El ejercicio agotador de dedicarle cinco horas a ver este material de Ayala y Olivera permite sacar conclusiones. La represión y la censura no permiten crecer. La falta de libertades de todo tipo oprime al arte y la creación y potencia la falta de evolución de todo tipo en la producción de objetos culturales. El mundo tenía, por esos años, un cine de compromiso y directores de un talento incomparable. Lo de “la edad de oro” del cine argentino fue una gran exageración, compatible con el autobombo de figuras que nunca hubieran podido tener una carrera internacional seria. Ni guionistas, ni directores ni intérpretes de exportación. Tan sólo algunas excepciones como Leonardo Favio y Pino Solanas confirmando esta regla. Por si esto fuera poco, sobre el mismo tema, contemporáneas a “los profesores” de Ayala y Olivera, en Reino Unido se filmaba “Melody” y en Estados Unidos “Jeremy”. Y mientras el soundtrack de la primera eran bellísimas canciones de los Bee Gees, en nuestro país se musicalizaba con Juan y Juan y con Silvestre. En el mundo ya iban por una segunda década de rock. Afortunadamente para todos nosotros, en Argentina ya estaban sonando Los Gatos, Almendra, Manal, Vox Dei y los albores de Sui Generis. Algo estaba empezando a cambiar.
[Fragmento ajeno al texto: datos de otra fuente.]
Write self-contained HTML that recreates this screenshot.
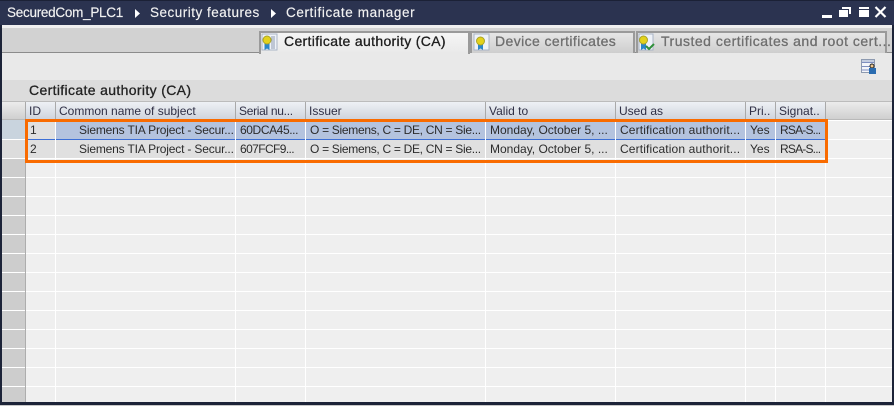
<!DOCTYPE html>
<html><head><meta charset="utf-8">
<style>
html,body{margin:0;padding:0;width:894px;height:406px;overflow:hidden;background:#e8e8e8}
div,span,svg{position:absolute;white-space:nowrap;box-sizing:border-box}
body{font-family:"Liberation Sans",sans-serif;color:#2b2b2b}
.t{font-size:12px;line-height:14px;height:14px;color:#2c2c2c}
.h{top:104px;color:#2f2f45}
.r1{top:123px}.r2{top:142px}
.v{top:120px;width:1px;height:282px;background:#fff}
.s{top:102px;width:1px;height:17px;background:#a9a9a9}
.tab{top:31px;height:22px;border:2px solid #9a9a9a;border-bottom:0;background:linear-gradient(#e6e6e6,#cecece)}
.tl{top:33px;font-size:14px;letter-spacing:.33px;line-height:16px;color:#6e6e6e;-webkit-text-stroke:.3px currentColor}
.tb{top:5px;font-size:13.500px;line-height:16px;color:#f2f2f2;-webkit-text-stroke:.15px currentColor}
</style></head><body>

<!-- title bar -->
<div style="left:0;top:0;width:894px;height:25px;background:#2b3350;border-top:1px solid #1b2136"></div>
<div class="tb" style="left:7px;letter-spacing:-.27px">SecuredCom_PLC1</div>
<svg style="left:135px;top:9px" width="6" height="9"><path d="M0 0L5 4.5L0 9Z" fill="#fff"/></svg>
<div class="tb" style="left:150px;letter-spacing:.5px">Security features</div>
<svg style="left:271px;top:9px" width="6" height="9"><path d="M0 0L5 4.5L0 9Z" fill="#fff"/></svg>
<div class="tb" style="left:286px;letter-spacing:.6px">Certificate manager</div>
<svg style="left:820px;top:6px" width="68" height="14">
<rect x="2" y="9" width="10" height="3" fill="#fff"/>
<path d="M19 4H28V11H19Z M22 1H31V8H29V3H22Z" fill="#fff"/>
<path d="M39 1H49V11H39Z" fill="#fff"/><rect x="39" y="3" width="10" height="1" fill="#2b3350"/>
<path d="M55.500 1L65.500 11M65.500 1L55.500 11" stroke="#fff" stroke-width="2.200" fill="none"/>
</svg>

<!-- tab strip -->
<div style="left:2px;top:25px;width:890px;height:3px;background:#efefef"></div>
<div style="left:2px;top:28px;width:890px;height:24px;background:#d2d2d2"></div>
<div style="left:2px;top:52px;width:890px;height:1px;background:#8c8c8c"></div>
<div style="left:2px;top:53px;width:890px;height:27px;background:#e9e9e9"></div>

<div class="tab" style="left:259px;width:211px;height:23px;background:linear-gradient(#f5f5f5,#e9e9e9)"></div>
<div class="tab" style="left:470px;width:165px"></div>
<div class="tab" style="left:636px;width:251px"></div>
<div style="left:261px;top:52px;width:207px;height:2px;background:#e9e9e9"></div>

<!-- tab icons -->
<svg style="left:261px;top:33px" width="18" height="18">
<rect x="1" y="1" width="15" height="16" fill="#eef2f8" stroke="#a9b4c6"/>
<path d="M11 3V16M13 3V16" stroke="#8d9ab0"/>
<path d="M3.5 10V17L6 15.5L8.500 17V10Z" fill="#2a86c8"/>
<circle cx="6" cy="7" r="4" fill="#e3d21c" stroke="#a9a32a"/>
</svg>
<svg style="left:473px;top:33px" width="18" height="18">
<rect x="1" y="1" width="15" height="16" fill="#eef2f8" stroke="#a9b4c6"/>
<path d="M5 17V11H10V17L7.500 15.500Z" fill="#2a86c8"/>
<circle cx="7.500" cy="8" r="4" fill="#e3d21c" stroke="#a9a32a"/>
</svg>
<svg style="left:637px;top:33px" width="18" height="18">
<rect x="2" y="1" width="14" height="16" fill="#eef2f8" stroke="#a9b4c6"/>
<path d="M4 17V10H9V17L6.500 15.500Z" fill="#2a86c8"/>
<circle cx="6.500" cy="7" r="4" fill="#e3d21c" stroke="#a9a32a"/>
<path d="M9 13L12 16L17 11" stroke="#2f8f3a" stroke-width="2" fill="none"/>
</svg>

<div class="tl" style="left:284px;color:#1c1c1c">Certificate authority (CA)</div>
<div class="tl" style="left:495px;letter-spacing:.4px">Device certificates</div>
<div class="tl" style="left:661px;letter-spacing:.5px">Trusted certificates and root cert...</div>

<!-- toolbar icon -->
<svg style="left:860px;top:58px" width="18" height="18">
<rect x="1.500" y="1.500" width="13" height="13" fill="#f4f6fa" stroke="#8d9ab0"/>
<path d="M2 4.500H14M2 8.500H14M2 12H10" stroke="#7f8fc0"/>
<rect x="2" y="2" width="12" height="2" fill="#c4cde0"/>
<circle cx="12" cy="8" r="2" fill="#f0c890" stroke="#222"/>
<rect x="9" y="10" width="7" height="6" fill="#2a6cb0"/>
</svg>

<!-- section header -->
<div style="left:2px;top:80px;width:890px;height:22px;background:#dcdcdc"></div>
<div style="left:29px;top:82px;font-size:14px;letter-spacing:.35px;-webkit-text-stroke:.3px #222;line-height:16px;color:#222">Certificate authority (CA)</div>

<!-- table header -->
<div style="left:2px;top:101px;width:890px;height:1px;background:#bcbcbc"></div>
<div style="left:2px;top:102px;width:890px;height:17px;background:linear-gradient(#ececec,#cfcfcf)"></div>
<div style="left:26px;top:102px;width:799px;height:17px;background:linear-gradient(#eef1f5,#cfd4dd)"></div>
<div style="left:2px;top:119px;width:890px;height:1px;background:#b9b9b9"></div>
<div class="s" style="left:25px"></div><div class="s" style="left:55px"></div><div class="s" style="left:235px"></div>
<div class="s" style="left:305px"></div><div class="s" style="left:485px"></div><div class="s" style="left:615px"></div>
<div class="s" style="left:745px"></div><div class="s" style="left:775px"></div><div class="s" style="left:825px"></div>

<!-- body grid -->
<div style="left:2px;top:120px;width:890px;height:282px;background-color:#efefef;background-image:repeating-linear-gradient(to bottom,#fff 0,#fff 1px,transparent 1px,transparent 19px)"></div>
<div style="left:2px;top:120px;width:23px;height:282px;background-color:#cdcdcd;background-image:repeating-linear-gradient(to bottom,#fff 0,#fff 1px,transparent 1px,transparent 19px)"></div>
<div style="left:25px;top:120px;width:1px;height:282px;background:#adadad"></div>
<div style="left:2px;top:120px;width:23px;height:19px;background:#c9d4de"></div>
<div style="left:2px;top:140px;width:23px;height:18px;background:#dcdcdc"></div>
<div class="v" style="left:55px"></div><div class="v" style="left:235px"></div><div class="v" style="left:305px"></div>
<div class="v" style="left:485px"></div><div class="v" style="left:615px"></div><div class="v" style="left:745px"></div>
<div class="v" style="left:775px"></div><div class="v" style="left:825px"></div>

<!-- rows -->
<div style="left:28px;top:121px;width:27px;height:18px;background:#e0e0e0"></div>
<div style="left:56px;top:121px;width:769px;height:18px;background:#b4c3de"></div>
<div style="left:28px;top:139px;width:797px;height:1px;background:#3c6fd6"></div>
<div style="left:28px;top:140px;width:27px;height:18px;background:#e0e0e0"></div>
<div style="left:56px;top:140px;width:769px;height:18px;background:#e0e0e0"></div>
<div class="v" style="left:55px;height:38px"></div><div class="v" style="left:235px;height:38px"></div><div class="v" style="left:305px;height:38px"></div>
<div class="v" style="left:485px;height:38px"></div><div class="v" style="left:615px;height:38px"></div><div class="v" style="left:745px;height:38px"></div>
<div class="v" style="left:775px;height:38px"></div>

<!-- header text -->
<div class="t h" style="left:29px">ID</div>
<div class="t h" style="left:59px">Common name of subject</div>
<div class="t h" style="left:239px;letter-spacing:-.3px">Serial nu...</div>
<div class="t h" style="left:309px">Issuer</div>
<div class="t h" style="left:489px">Valid to</div>
<div class="t h" style="left:619px">Used as</div>
<div class="t h" style="left:749px">Pri..</div>
<div class="t h" style="left:779px">Signat..</div>

<!-- row text -->
<div class="t r1" style="left:30px">1</div>
<div class="t r1" style="left:79px;letter-spacing:-.17px">Siemens TIA Project - Secur...</div>
<div class="t r1" style="left:240px;letter-spacing:-.4px">60DCA45...</div>
<div class="t r1" style="left:310px;letter-spacing:-.3px">O = Siemens, C = DE, CN = Sie...</div>
<div class="t r1" style="left:490px">Monday, October 5, ...</div>
<div class="t r1" style="left:620px;letter-spacing:.14px">Certification authorit...</div>
<div class="t r1" style="left:750px">Yes</div>
<div class="t r1" style="left:780px;letter-spacing:-.8px">RSA-S...</div>
<div class="t r2" style="left:30px">2</div>
<div class="t r2" style="left:79px;letter-spacing:-.17px">Siemens TIA Project - Secur...</div>
<div class="t r2" style="left:240px;letter-spacing:-.6px">607FCF9...</div>
<div class="t r2" style="left:310px;letter-spacing:-.3px">O = Siemens, C = DE, CN = Sie...</div>
<div class="t r2" style="left:490px">Monday, October 5, ...</div>
<div class="t r2" style="left:620px;letter-spacing:.14px">Certification authorit...</div>
<div class="t r2" style="left:750px">Yes</div>
<div class="t r2" style="left:780px;letter-spacing:-.8px">RSA-S...</div>

<!-- orange highlight -->
<div style="left:25px;top:119px;width:803px;height:44px;border:3px solid #f96b00"></div>

<!-- window frame -->
<div style="left:0;top:25px;width:2px;height:381px;background:#1c2338"></div>
<div style="left:892px;top:25px;width:2px;height:381px;background:#1c2338"></div>
<div style="left:0;top:402px;width:894px;height:3px;background:#1c2338"></div>
<div style="left:0;top:405px;width:894px;height:1px;background:#c8c8c8"></div>
</body></html>
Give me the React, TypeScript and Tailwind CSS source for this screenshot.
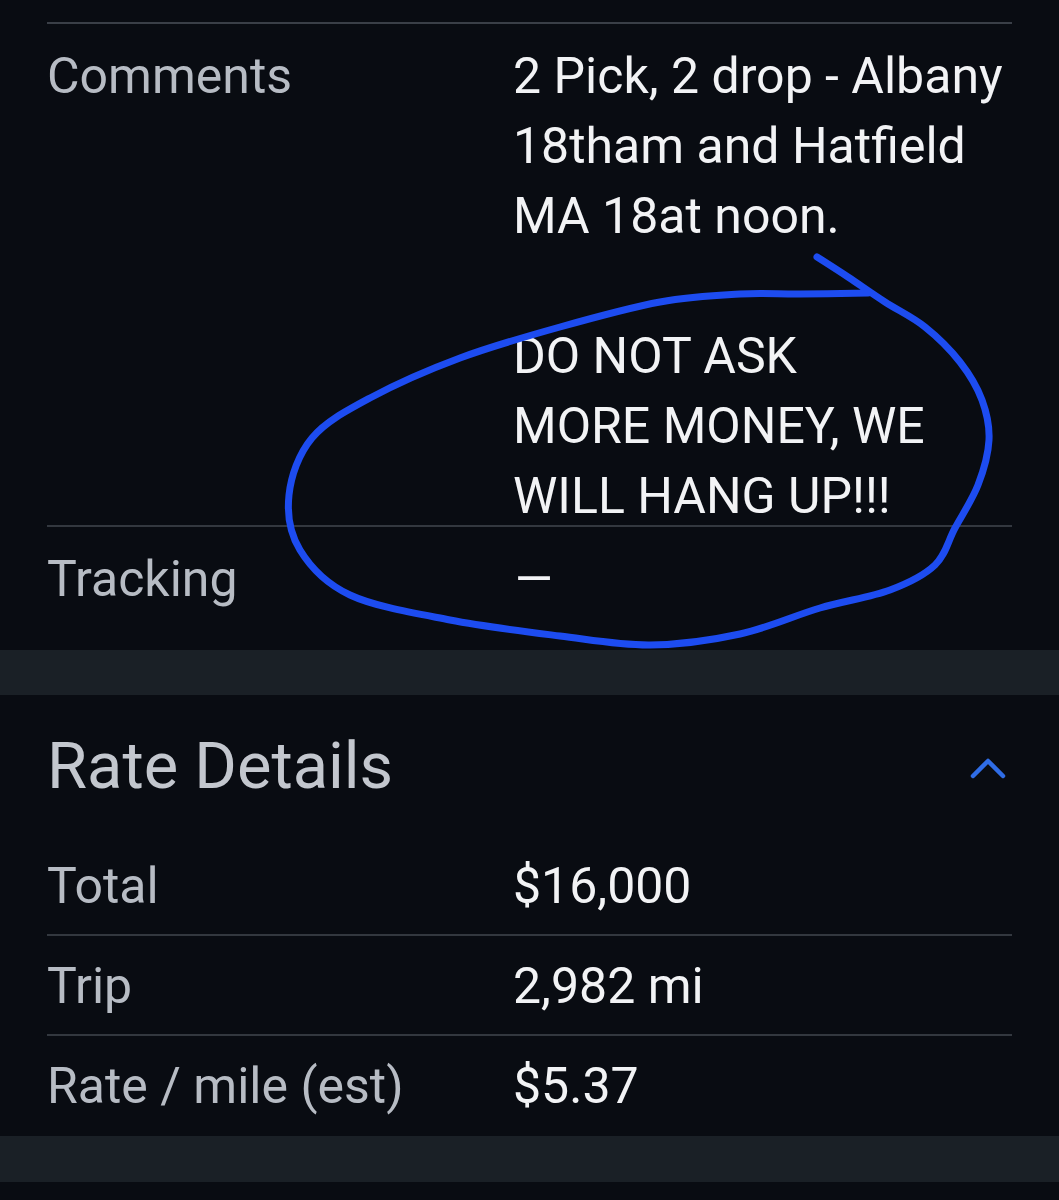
import React from "react";

const font = { fontFamily: "Roboto, 'Noto Sans', sans-serif" };

const loopPoints: [number, number][] = [
  [868, 293], [800, 294], [740, 294], [660, 302], [560, 327], [460, 358], [370, 398], [312, 438],
  [289, 495], [300, 550], [350, 595], [450, 620], [560, 636], [650, 645], [740, 634], [820, 608],
  [890, 590], [935, 565], [955, 528], [978, 485], [989, 440], [982, 400], [960, 362], [925, 327],
  [885, 302], [848, 277], [817, 257],
];

function smoothPath(pts: [number, number][]): string {
  let d = `M ${pts[0][0]} ${pts[0][1]}`;
  for (let i = 0; i < pts.length - 1; i++) {
    const p0 = pts[i - 1] || pts[i];
    const p1 = pts[i];
    const p2 = pts[i + 1];
    const p3 = pts[i + 2] || p2;
    const c1x = p1[0] + (p2[0] - p0[0]) / 6;
    const c1y = p1[1] + (p2[1] - p0[1]) / 6;
    const c2x = p2[0] - (p3[0] - p1[0]) / 6;
    const c2y = p2[1] - (p3[1] - p1[1]) / 6;
    d += ` C ${c1x.toFixed(1)} ${c1y.toFixed(1)}, ${c2x.toFixed(1)} ${c2y.toFixed(1)}, ${p2[0]} ${p2[1]}`;
  }
  return d;
}

function Row({ label, children, divider = true }: { label: string; children: React.ReactNode; divider?: boolean }) {
  return (
    <div className={`grid grid-cols-[466px_1fr] h-[100px] pt-[15px] ${divider ? "border-b-2 border-[#33383f]" : ""}`}>
      <div className="text-[50px] leading-[70px] text-[#b7bcc4]">{label}</div>
      <div className="text-[50px] leading-[70px] text-[#f2f3f5]">{children}</div>
    </div>
  );
}

export default function App() {
  return (
    <div className="relative w-[1059px] min-h-[1200px] bg-[#090c12] overflow-hidden" style={font}>
      {/* Details section tail */}
      <div className="px-[47px] pt-[22px]">
        <div className="border-t-2 border-[#3a3f47]" />
        <div className="grid grid-cols-[466px_1fr] pt-[17px] h-[503px] border-b-2 border-[#33383f]">
          <div className="text-[50px] leading-[70px] text-[#b7bcc4]">Comments</div>
          <div className="text-[50px] leading-[70px] text-[#f2f3f5]">
            <div>2 Pick, 2 drop - Albany</div>
            <div>18tham and Hatfield</div>
            <div>MA 18at noon.</div>
            <div className="h-[70px]" />
            <div>DO NOT ASK</div>
            <div>MORE MONEY, WE</div>
            <div>WILL HANG UP!!!</div>
          </div>
        </div>
        <div className="grid grid-cols-[466px_1fr] pt-[17px] h-[123px]">
          <div className="text-[50px] leading-[70px] text-[#b7bcc4]">Tracking</div>
          <div className="text-[50px] leading-[70px] text-[#f2f3f5]">
            <span className="inline-block origin-left scale-x-[1.3]">–</span>
          </div>
        </div>
      </div>

      <div className="h-[45px] bg-[#1a2026]" />

      {/* Rate Details */}
      <div className="px-[47px]">
        <div className="flex items-center justify-between h-[141px] pt-[2px]">
          <div className="text-[65px] leading-none text-[#c3c7ce]">Rate Details</div>
          <svg width="44" height="28" viewBox="0 0 44 28" className="mr-[2px]">
            <path d="M7 23 L22 8 L37 23" fill="none" stroke="#2f6de6" strokeWidth="4.5" strokeLinecap="round" strokeLinejoin="round" />
          </svg>
        </div>
        <Row label="Total">$16,000</Row>
        <Row label="Trip">2,982 mi</Row>
        <Row label="Rate / mile (est)" divider={false}>$5.37</Row>
      </div>

      <div className="h-[46px] bg-[#1a2026]" />

      {/* hand-drawn circle annotation */}
      <svg className="absolute left-0 top-0 pointer-events-none" width="1059" height="700" viewBox="0 0 1059 700">
        <path
          d={smoothPath(loopPoints)}
          fill="none"
          stroke="#1d4cf0"
          strokeWidth="7"
          strokeLinecap="round"
          strokeLinejoin="round"
        />
      </svg>
    </div>
  );
}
El retorno y la consolidación de la democracia propiciarían un salto cualitativo en cuanto al arte y la cultura. Y aunque nunca faltarían la propaganda política ni los artistas “oficialistas” de cualquier signo ideológico, la libertad nos daría títulos fílmicos para una mejor antología. El mundo cambió y, afortunadamente, la escuela tradicional se murió. Educar es otra cosa. Y si no te enseña a vivir, como pedía Charly García, no sirve de gran cosa. Te llenaban de contenidos pero no sabías qué hacer con ellos, con currículas absurdas que no respondían a ninguna necesidad. “Nunca la escuela, siempre la vida”, cantaba Moris. Y de tan repetida la frase parece un clisé que se vacía de contenido. Y, sin embargo, es inconcebible pensar educación sin realidad.